■ **EXERCISE PROMPT**
Transcribe the material in full, exactly as written.

┌──

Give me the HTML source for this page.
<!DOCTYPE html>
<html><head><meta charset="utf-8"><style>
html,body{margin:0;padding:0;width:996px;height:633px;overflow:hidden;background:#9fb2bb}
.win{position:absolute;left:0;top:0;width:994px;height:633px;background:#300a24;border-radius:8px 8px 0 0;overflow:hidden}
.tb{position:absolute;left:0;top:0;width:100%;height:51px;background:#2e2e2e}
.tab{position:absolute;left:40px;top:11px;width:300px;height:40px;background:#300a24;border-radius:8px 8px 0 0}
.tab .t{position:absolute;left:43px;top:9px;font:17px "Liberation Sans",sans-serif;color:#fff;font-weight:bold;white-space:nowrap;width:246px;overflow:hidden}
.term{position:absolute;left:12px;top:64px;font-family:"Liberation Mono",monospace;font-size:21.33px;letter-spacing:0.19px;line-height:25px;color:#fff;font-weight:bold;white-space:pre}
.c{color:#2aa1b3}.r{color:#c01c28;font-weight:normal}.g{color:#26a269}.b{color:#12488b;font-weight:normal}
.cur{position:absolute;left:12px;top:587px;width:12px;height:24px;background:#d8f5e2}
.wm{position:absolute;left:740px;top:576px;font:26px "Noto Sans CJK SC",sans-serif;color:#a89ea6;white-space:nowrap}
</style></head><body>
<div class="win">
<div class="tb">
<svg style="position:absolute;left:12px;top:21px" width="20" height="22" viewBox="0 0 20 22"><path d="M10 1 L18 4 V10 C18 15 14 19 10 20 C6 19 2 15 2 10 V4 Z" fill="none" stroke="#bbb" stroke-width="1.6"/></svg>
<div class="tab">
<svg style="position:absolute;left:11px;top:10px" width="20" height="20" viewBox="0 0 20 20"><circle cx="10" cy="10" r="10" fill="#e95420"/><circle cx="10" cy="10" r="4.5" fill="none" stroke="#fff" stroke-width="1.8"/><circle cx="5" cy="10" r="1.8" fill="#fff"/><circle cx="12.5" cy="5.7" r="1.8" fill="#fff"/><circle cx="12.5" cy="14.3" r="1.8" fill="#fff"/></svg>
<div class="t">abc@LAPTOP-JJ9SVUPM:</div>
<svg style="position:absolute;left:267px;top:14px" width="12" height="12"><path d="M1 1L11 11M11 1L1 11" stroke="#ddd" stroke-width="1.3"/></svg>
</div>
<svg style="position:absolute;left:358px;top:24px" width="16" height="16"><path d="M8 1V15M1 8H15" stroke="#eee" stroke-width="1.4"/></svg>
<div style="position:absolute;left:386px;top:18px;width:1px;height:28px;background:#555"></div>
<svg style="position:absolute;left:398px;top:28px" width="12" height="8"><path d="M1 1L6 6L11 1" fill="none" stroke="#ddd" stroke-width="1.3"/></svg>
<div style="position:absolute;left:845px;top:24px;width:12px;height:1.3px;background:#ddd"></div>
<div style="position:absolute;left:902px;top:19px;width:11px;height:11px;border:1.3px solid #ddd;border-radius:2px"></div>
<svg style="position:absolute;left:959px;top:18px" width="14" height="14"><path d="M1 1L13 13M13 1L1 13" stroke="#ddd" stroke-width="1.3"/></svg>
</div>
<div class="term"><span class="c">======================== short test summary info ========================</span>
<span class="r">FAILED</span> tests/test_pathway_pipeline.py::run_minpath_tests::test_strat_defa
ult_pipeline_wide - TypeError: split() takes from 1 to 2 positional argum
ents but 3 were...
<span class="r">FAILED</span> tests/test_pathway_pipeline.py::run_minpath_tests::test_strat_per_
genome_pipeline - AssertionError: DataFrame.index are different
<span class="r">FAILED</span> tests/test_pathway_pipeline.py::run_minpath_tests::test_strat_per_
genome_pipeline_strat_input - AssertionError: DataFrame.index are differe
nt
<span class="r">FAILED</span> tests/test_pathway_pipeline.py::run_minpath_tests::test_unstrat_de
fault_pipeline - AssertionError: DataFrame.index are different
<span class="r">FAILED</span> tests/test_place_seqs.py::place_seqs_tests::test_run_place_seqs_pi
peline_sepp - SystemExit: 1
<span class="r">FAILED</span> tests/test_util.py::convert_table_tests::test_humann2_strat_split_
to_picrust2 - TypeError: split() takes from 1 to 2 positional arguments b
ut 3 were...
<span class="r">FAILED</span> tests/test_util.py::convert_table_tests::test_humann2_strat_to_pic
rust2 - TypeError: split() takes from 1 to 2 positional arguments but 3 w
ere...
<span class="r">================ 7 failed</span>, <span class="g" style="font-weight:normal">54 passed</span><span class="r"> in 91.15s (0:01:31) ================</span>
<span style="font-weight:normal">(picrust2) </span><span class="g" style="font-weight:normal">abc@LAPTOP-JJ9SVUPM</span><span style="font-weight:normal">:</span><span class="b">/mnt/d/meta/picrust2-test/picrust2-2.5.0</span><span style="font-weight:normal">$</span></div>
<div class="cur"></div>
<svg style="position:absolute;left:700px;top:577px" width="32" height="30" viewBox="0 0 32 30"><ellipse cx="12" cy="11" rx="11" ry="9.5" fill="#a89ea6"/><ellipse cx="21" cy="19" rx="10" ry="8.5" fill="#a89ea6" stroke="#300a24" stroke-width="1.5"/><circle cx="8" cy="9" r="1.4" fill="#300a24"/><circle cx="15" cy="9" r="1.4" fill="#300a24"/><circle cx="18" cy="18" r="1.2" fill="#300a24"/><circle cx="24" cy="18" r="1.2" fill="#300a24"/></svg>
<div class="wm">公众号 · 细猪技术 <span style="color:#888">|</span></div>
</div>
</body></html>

└──

■ **SOLUTION TO THIS TASK**
Give me the HTML source for this page.
<!DOCTYPE html>
<html><head><meta charset="utf-8"><style>
html,body{margin:0;padding:0;width:996px;height:633px;overflow:hidden;background:#9fb2bb}
.win{position:absolute;left:0;top:0;width:994px;height:633px;background:#300a24;border-radius:8px 8px 0 0;overflow:hidden}
.tb{position:absolute;left:0;top:0;width:100%;height:51px;background:#2e2e2e}
.tab{position:absolute;left:40px;top:11px;width:300px;height:40px;background:#300a24;border-radius:8px 8px 0 0}
.tab .t{position:absolute;left:43px;top:9px;font:17px "Liberation Sans",sans-serif;color:#fff;font-weight:bold;white-space:nowrap;width:246px;overflow:hidden}
.term{position:absolute;left:12px;top:64px;font-family:"Liberation Mono",monospace;font-size:21.33px;letter-spacing:0.19px;line-height:25px;color:#fff;font-weight:bold;white-space:pre}
.c{color:#2aa1b3}.r{color:#c01c28;font-weight:normal}.g{color:#26a269}.b{color:#12488b;font-weight:normal}
.cur{position:absolute;left:12px;top:587px;width:12px;height:24px;background:#d8f5e2}
.wm{position:absolute;left:740px;top:576px;font:26px "Noto Sans CJK SC",sans-serif;color:#a89ea6;white-space:nowrap}
</style></head><body>
<div class="win">
<div class="tb">
<svg style="position:absolute;left:12px;top:21px" width="20" height="22" viewBox="0 0 20 22"><path d="M10 1 L18 4 V10 C18 15 14 19 10 20 C6 19 2 15 2 10 V4 Z" fill="none" stroke="#bbb" stroke-width="1.6"/></svg>
<div class="tab">
<svg style="position:absolute;left:11px;top:10px" width="20" height="20" viewBox="0 0 20 20"><circle cx="10" cy="10" r="10" fill="#e95420"/><circle cx="10" cy="10" r="4.5" fill="none" stroke="#fff" stroke-width="1.8"/><circle cx="5" cy="10" r="1.8" fill="#fff"/><circle cx="12.5" cy="5.7" r="1.8" fill="#fff"/><circle cx="12.5" cy="14.3" r="1.8" fill="#fff"/></svg>
<div class="t">abc@LAPTOP-JJ9SVUPM:</div>
<svg style="position:absolute;left:267px;top:14px" width="12" height="12"><path d="M1 1L11 11M11 1L1 11" stroke="#ddd" stroke-width="1.3"/></svg>
</div>
<svg style="position:absolute;left:358px;top:24px" width="16" height="16"><path d="M8 1V15M1 8H15" stroke="#eee" stroke-width="1.4"/></svg>
<div style="position:absolute;left:386px;top:18px;width:1px;height:28px;background:#555"></div>
<svg style="position:absolute;left:398px;top:28px" width="12" height="8"><path d="M1 1L6 6L11 1" fill="none" stroke="#ddd" stroke-width="1.3"/></svg>
<div style="position:absolute;left:845px;top:24px;width:12px;height:1.3px;background:#ddd"></div>
<div style="position:absolute;left:902px;top:19px;width:11px;height:11px;border:1.3px solid #ddd;border-radius:2px"></div>
<svg style="position:absolute;left:959px;top:18px" width="14" height="14"><path d="M1 1L13 13M13 1L1 13" stroke="#ddd" stroke-width="1.3"/></svg>
</div>
<div class="term"><span class="c">======================== short test summary info ========================</span>
<span class="r">FAILED</span> tests/test_pathway_pipeline.py::run_minpath_tests::test_strat_defa
ult_pipeline_wide - TypeError: split() takes from 1 to 2 positional argum
ents but 3 were...
<span class="r">FAILED</span> tests/test_pathway_pipeline.py::run_minpath_tests::test_strat_per_
genome_pipeline - AssertionError: DataFrame.index are different
<span class="r">FAILED</span> tests/test_pathway_pipeline.py::run_minpath_tests::test_strat_per_
genome_pipeline_strat_input - AssertionError: DataFrame.index are differe
nt
<span class="r">FAILED</span> tests/test_pathway_pipeline.py::run_minpath_tests::test_unstrat_de
fault_pipeline - AssertionError: DataFrame.index are different
<span class="r">FAILED</span> tests/test_place_seqs.py::place_seqs_tests::test_run_place_seqs_pi
peline_sepp - SystemExit: 1
<span class="r">FAILED</span> tests/test_util.py::convert_table_tests::test_humann2_strat_split_
to_picrust2 - TypeError: split() takes from 1 to 2 positional arguments b
ut 3 were...
<span class="r">FAILED</span> tests/test_util.py::convert_table_tests::test_humann2_strat_to_pic
rust2 - TypeError: split() takes from 1 to 2 positional arguments but 3 w
ere...
<span class="r">================ 7 failed</span>, <span class="g" style="font-weight:normal">54 passed</span><span class="r"> in 91.15s (0:01:31) ================</span>
<span style="font-weight:normal">(picrust2) </span><span class="g" style="font-weight:normal">abc@LAPTOP-JJ9SVUPM</span><span style="font-weight:normal">:</span><span class="b">/mnt/d/meta/picrust2-test/picrust2-2.5.0</span><span style="font-weight:normal">$</span></div>
<div class="cur"></div>
<svg style="position:absolute;left:700px;top:577px" width="32" height="30" viewBox="0 0 32 30"><ellipse cx="12" cy="11" rx="11" ry="9.5" fill="#a89ea6"/><ellipse cx="21" cy="19" rx="10" ry="8.5" fill="#a89ea6" stroke="#300a24" stroke-width="1.5"/><circle cx="8" cy="9" r="1.4" fill="#300a24"/><circle cx="15" cy="9" r="1.4" fill="#300a24"/><circle cx="18" cy="18" r="1.2" fill="#300a24"/><circle cx="24" cy="18" r="1.2" fill="#300a24"/></svg>
<div class="wm">公众号 · 细猪技术 <span style="color:#888">|</span></div>
</div>
</body></html>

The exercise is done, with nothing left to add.